Jules Artières dans le « Messager de Millau » a mentionné les commandeurs dont voici la liste :  « 1204. – Huc de las Combelles, administrateur, 1205. – Durand de Najac, bailli et administrateur des hôpitaux de Rodez et de las Vals, 1226-1233. – Durand Niel, commandeur, 1244. – Dorde Feda, 1268.- Fr. Martin de la Coste, 1286.- Fr. Jean Anjalbert, commandeur et domp, 1309-1333. – Me Dorde Aliquot, 1360. – Me Pierre de Feniac,1434. – Pierre Bessière,1530- Jean Canitrot. ». Il ajoute : « Nous avons encore trouvé dans le précieux et si riche dépôt de nos Archives départementales, les renseignements suivants sur le modeste hôpital de Notre-Dame de las Vals. Les noms des bienfaiteurs surtout, si modestes soient-ils, méritent d’être connus et conservés. 1204. – Vente par Dordé de Vergelier à Huc de las Combelles, administrateur de l’hôpital de las Vals, de la moitié du village appelé Notre-Dame de las Vals, confrontant avec l’autre moitié que le père dudit vendeur avait donné au monastère de Saint-Léons. 1206. – Donation par Etienne Coste et autres à l’hôpital de las Vals de toutes les maisons, cours et jardins qu’ils possédaient à Layrolle, hors de la porte de Millau. 1226. – Donation par Guill. Peyre, de Compeyre, de la moitié du village del Crouzet, confrontant avec le village dels Hugonencs, et avec las Vals. 1244.- Donation par G. Malcano de droits sur le claux de B. Sabatié, sis à la Recluse, à Millau. 1275.- Autre donation par Hélips de la Vaïsse. (Messager de Millau, 5 janvier 1907).

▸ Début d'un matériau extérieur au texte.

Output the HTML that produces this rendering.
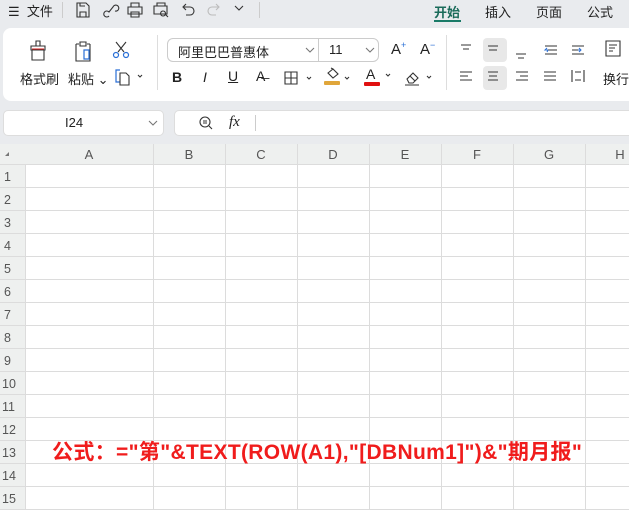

Chapelle des Vals près de Saint-Germain, fouilles de l’autoroute © Alain Bouviala

En résumé, Notre-Dame des Vals ne fut occupée que durant une courte période : l’hôpital est probablement abandonné dans la seconde moitié du XIVe siècle, alors que la population est décimée par la peste noire (en 1348 et 1361) et que les routiers sillonnent le pays. La chapelle semble perdurer « un champ dans la combe de las Vals confr. du pied chemin allant de St-Germain à l’église de las Vals d’un côté et avec les terres de l’hospital del dom del Pas sive capelanie » (6 janvier 1610, De Malrieu) jusqu’au milieu du XVIIe siècle où elle apparaît comme ruinée : « chemin tendant du village de Calhac à l’église de las Vals… à présent ruinée » (4 décembre 1733, Descuret.)